## [DATA PROVIDED]
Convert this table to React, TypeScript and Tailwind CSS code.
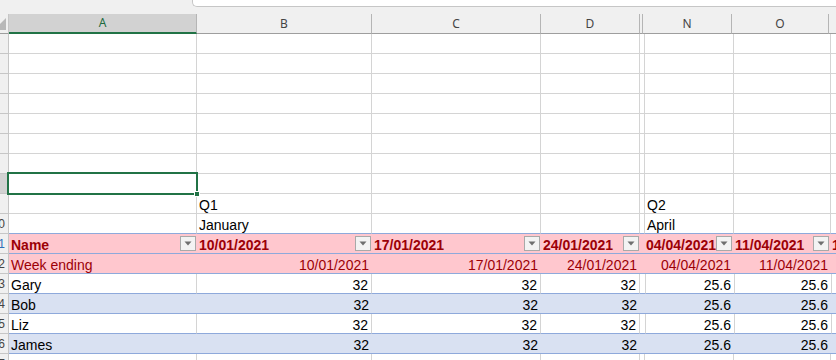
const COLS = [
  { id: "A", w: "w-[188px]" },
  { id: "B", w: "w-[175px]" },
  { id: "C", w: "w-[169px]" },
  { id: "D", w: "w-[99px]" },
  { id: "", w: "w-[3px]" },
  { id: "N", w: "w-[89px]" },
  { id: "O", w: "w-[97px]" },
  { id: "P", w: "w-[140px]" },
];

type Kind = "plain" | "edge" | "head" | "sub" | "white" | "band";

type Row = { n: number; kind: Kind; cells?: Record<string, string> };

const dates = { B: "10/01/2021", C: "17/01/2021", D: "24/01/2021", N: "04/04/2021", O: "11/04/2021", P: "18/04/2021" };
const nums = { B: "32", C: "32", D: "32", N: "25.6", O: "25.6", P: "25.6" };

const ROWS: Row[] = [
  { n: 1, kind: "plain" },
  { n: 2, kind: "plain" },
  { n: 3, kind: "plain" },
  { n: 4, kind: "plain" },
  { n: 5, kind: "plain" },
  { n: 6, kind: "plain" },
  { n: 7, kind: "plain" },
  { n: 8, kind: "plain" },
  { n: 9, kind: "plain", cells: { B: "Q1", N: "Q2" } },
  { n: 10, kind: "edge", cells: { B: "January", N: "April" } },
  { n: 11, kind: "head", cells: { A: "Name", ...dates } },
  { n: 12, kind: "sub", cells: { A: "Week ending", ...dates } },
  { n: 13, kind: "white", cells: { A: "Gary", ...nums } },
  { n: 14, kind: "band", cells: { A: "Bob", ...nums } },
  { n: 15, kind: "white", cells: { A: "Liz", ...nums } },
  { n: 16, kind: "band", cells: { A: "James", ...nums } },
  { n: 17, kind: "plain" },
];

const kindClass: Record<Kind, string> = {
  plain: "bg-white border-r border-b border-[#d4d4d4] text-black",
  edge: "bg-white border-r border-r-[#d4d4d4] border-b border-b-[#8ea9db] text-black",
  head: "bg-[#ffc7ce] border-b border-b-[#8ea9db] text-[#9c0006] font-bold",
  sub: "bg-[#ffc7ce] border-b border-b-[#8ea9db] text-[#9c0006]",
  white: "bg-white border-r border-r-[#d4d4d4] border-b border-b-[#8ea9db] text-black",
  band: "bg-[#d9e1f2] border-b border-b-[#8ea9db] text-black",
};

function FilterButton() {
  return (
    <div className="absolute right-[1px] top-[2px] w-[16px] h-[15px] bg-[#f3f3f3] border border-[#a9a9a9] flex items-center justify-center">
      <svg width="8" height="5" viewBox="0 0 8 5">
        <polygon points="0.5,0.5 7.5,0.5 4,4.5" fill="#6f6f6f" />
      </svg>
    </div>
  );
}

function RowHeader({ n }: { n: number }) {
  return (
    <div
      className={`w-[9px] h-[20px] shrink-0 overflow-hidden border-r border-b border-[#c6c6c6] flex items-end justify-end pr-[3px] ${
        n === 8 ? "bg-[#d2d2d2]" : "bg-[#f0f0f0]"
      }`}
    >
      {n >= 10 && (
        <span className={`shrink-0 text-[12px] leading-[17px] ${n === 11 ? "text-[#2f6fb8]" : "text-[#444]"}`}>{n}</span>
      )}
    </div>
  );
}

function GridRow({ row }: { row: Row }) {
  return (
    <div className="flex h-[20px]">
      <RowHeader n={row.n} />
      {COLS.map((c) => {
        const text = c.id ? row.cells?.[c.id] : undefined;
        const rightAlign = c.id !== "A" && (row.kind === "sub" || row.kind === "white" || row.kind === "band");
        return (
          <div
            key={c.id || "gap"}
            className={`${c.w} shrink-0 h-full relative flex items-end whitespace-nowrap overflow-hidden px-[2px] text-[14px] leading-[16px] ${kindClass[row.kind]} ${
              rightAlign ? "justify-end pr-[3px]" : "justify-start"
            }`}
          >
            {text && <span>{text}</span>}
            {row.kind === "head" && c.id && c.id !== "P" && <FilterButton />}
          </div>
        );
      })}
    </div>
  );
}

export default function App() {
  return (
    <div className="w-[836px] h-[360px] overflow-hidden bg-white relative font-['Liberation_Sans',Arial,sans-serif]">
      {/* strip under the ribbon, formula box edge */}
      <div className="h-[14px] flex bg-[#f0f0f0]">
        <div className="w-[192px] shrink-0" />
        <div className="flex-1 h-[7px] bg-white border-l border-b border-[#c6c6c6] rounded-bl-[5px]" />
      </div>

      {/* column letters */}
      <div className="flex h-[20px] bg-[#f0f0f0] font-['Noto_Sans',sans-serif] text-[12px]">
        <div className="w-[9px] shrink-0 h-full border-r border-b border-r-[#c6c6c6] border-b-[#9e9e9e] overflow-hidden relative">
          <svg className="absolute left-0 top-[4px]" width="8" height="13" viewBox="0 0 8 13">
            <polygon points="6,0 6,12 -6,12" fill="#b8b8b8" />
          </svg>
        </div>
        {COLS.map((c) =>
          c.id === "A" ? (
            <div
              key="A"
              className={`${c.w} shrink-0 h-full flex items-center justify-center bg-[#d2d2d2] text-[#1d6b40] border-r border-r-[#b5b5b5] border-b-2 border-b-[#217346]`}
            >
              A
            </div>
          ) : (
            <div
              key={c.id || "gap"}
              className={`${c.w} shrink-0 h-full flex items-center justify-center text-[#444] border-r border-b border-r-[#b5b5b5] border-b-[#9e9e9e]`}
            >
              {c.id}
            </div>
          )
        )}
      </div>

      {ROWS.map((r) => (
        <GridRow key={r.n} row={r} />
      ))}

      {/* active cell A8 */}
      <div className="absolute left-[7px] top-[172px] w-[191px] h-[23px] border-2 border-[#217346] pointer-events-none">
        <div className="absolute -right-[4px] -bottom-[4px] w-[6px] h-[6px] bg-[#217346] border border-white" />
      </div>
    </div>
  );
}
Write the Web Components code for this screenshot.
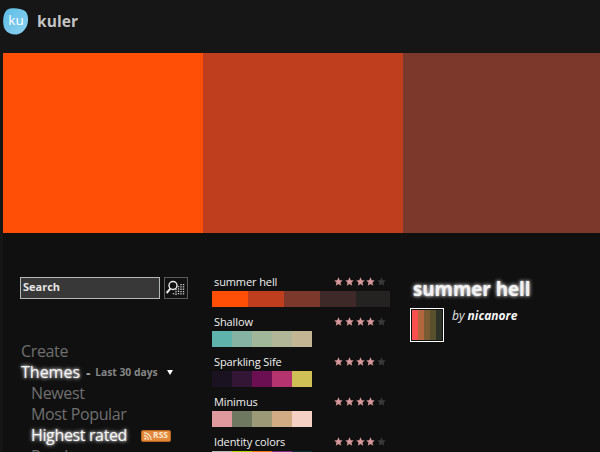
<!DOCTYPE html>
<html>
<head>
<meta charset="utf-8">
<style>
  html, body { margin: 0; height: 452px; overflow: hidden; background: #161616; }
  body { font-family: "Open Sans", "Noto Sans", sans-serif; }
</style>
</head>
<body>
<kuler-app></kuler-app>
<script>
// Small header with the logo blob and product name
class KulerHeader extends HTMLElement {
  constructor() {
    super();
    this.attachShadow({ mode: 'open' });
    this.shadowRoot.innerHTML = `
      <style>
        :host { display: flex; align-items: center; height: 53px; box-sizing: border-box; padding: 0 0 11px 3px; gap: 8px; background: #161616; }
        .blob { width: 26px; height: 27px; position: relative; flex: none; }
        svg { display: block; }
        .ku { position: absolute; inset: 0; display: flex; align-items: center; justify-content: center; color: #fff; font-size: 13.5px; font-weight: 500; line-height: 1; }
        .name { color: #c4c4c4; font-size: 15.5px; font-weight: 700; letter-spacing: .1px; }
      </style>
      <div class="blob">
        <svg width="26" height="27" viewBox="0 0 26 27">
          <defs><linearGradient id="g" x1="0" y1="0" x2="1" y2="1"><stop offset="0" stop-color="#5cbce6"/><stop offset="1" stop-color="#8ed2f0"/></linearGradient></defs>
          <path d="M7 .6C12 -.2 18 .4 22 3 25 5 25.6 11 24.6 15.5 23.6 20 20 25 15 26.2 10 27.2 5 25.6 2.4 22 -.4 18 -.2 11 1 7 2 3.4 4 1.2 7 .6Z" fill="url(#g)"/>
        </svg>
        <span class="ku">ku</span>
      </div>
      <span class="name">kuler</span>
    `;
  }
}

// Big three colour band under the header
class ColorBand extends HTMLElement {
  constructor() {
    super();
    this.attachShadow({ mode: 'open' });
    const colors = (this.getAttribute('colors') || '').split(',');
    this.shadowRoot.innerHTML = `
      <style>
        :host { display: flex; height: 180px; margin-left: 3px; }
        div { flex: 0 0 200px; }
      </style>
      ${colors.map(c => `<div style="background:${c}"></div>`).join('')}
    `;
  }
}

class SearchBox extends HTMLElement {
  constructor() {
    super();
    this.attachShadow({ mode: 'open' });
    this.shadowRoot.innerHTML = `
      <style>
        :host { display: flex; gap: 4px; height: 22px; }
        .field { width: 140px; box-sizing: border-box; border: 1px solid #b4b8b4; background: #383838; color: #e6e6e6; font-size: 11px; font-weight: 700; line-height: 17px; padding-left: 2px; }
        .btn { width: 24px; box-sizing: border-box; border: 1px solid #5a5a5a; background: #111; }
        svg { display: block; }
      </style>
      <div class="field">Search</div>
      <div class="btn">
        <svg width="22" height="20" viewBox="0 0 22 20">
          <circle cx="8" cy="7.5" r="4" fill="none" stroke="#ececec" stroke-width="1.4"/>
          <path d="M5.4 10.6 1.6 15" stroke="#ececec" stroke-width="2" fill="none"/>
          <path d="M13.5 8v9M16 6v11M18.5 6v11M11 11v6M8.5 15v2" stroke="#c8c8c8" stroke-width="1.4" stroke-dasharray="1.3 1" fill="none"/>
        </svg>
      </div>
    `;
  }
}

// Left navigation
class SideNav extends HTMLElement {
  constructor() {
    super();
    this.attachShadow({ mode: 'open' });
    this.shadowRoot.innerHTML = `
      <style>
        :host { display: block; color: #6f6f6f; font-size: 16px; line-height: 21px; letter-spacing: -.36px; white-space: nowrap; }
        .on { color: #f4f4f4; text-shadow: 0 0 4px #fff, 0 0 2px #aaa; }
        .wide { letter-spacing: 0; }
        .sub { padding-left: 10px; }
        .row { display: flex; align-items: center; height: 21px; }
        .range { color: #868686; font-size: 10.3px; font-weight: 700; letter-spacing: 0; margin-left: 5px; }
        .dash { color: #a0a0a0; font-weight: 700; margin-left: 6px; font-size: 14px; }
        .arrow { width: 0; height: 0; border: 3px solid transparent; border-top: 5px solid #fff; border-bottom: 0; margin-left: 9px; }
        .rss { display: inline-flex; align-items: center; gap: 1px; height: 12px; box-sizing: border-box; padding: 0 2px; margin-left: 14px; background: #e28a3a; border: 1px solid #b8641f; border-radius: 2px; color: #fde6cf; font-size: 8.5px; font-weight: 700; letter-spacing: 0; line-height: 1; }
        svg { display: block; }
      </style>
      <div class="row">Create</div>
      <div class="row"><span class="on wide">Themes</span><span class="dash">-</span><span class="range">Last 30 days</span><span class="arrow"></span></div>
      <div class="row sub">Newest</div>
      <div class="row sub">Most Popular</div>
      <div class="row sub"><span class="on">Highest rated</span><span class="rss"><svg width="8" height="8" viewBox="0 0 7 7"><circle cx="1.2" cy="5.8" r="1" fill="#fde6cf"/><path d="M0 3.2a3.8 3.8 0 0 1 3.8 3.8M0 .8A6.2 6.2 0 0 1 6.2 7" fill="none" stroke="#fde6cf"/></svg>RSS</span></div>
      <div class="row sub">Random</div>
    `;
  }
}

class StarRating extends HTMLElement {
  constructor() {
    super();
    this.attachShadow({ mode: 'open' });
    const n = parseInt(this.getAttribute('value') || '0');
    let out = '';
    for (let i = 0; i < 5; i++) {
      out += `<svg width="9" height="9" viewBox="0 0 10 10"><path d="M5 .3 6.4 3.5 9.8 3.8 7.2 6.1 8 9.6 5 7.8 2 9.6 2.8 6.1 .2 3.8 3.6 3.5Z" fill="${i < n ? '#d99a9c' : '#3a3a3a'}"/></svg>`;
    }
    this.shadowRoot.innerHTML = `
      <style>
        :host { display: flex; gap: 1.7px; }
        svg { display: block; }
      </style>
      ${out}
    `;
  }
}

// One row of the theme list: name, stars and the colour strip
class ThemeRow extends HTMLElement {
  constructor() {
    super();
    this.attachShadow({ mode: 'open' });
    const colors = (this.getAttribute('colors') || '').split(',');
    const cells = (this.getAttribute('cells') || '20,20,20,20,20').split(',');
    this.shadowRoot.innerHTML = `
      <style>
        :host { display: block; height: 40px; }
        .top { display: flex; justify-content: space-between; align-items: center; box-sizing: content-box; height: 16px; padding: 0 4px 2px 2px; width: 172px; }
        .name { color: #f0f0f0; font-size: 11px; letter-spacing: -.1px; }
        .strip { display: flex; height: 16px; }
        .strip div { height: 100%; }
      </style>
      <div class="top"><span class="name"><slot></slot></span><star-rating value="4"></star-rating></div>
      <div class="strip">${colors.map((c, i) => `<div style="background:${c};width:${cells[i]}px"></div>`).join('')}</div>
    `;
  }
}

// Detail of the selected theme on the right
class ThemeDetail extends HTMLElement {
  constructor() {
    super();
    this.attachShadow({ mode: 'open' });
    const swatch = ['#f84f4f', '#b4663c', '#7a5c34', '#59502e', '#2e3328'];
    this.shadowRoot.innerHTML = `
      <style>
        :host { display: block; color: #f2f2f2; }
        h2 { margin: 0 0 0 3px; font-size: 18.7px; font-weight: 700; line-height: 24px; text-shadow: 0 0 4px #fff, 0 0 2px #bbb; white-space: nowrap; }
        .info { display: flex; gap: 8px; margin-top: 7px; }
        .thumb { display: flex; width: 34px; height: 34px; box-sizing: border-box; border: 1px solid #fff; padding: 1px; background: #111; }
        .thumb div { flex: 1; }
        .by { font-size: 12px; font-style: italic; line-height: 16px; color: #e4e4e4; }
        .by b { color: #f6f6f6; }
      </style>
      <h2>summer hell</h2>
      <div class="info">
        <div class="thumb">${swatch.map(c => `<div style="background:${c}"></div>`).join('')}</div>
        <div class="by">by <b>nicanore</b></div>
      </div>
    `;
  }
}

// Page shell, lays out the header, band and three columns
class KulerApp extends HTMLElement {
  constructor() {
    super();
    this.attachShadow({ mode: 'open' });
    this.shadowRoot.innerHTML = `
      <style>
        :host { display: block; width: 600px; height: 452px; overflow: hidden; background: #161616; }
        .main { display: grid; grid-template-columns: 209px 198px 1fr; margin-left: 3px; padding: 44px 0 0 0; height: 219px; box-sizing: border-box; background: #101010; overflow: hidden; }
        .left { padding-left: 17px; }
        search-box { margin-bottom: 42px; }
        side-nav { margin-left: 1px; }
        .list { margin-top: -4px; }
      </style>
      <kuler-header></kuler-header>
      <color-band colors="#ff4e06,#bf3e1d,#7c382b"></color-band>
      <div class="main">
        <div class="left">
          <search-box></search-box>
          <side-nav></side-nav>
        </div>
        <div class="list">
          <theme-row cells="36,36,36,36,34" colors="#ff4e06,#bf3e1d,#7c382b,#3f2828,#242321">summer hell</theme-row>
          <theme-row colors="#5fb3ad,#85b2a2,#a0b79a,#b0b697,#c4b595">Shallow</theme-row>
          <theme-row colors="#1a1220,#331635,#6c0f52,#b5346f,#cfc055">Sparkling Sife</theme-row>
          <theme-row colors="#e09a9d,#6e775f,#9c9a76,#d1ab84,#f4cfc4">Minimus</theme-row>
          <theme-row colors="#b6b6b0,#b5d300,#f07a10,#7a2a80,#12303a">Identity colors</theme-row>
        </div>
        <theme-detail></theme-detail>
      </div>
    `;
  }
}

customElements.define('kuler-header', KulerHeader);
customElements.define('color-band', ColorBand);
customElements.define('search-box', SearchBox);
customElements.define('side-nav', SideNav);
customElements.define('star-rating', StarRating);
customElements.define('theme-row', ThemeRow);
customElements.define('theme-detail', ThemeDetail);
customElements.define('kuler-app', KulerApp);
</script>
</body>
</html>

## [WHAT IS REQUIRED]
Begin at the first line of the material and copy each line exactly through the one containing "number; kind: Kind;". Omit pictures.

## [COMPLETE RESPONSE]
Convert this table to React, TypeScript and Tailwind CSS code.
const COLS = [
  { id: "A", w: "w-[188px]" },
  { id: "B", w: "w-[175px]" },
  { id: "C", w: "w-[169px]" },
  { id: "D", w: "w-[99px]" },
  { id: "", w: "w-[3px]" },
  { id: "N", w: "w-[89px]" },
  { id: "O", w: "w-[97px]" },
  { id: "P", w: "w-[140px]" },
];

type Kind = "plain" | "edge" | "head" | "sub" | "white" | "band";

type Row = { n: number; kind: Kind; cells?: Record<string, string> };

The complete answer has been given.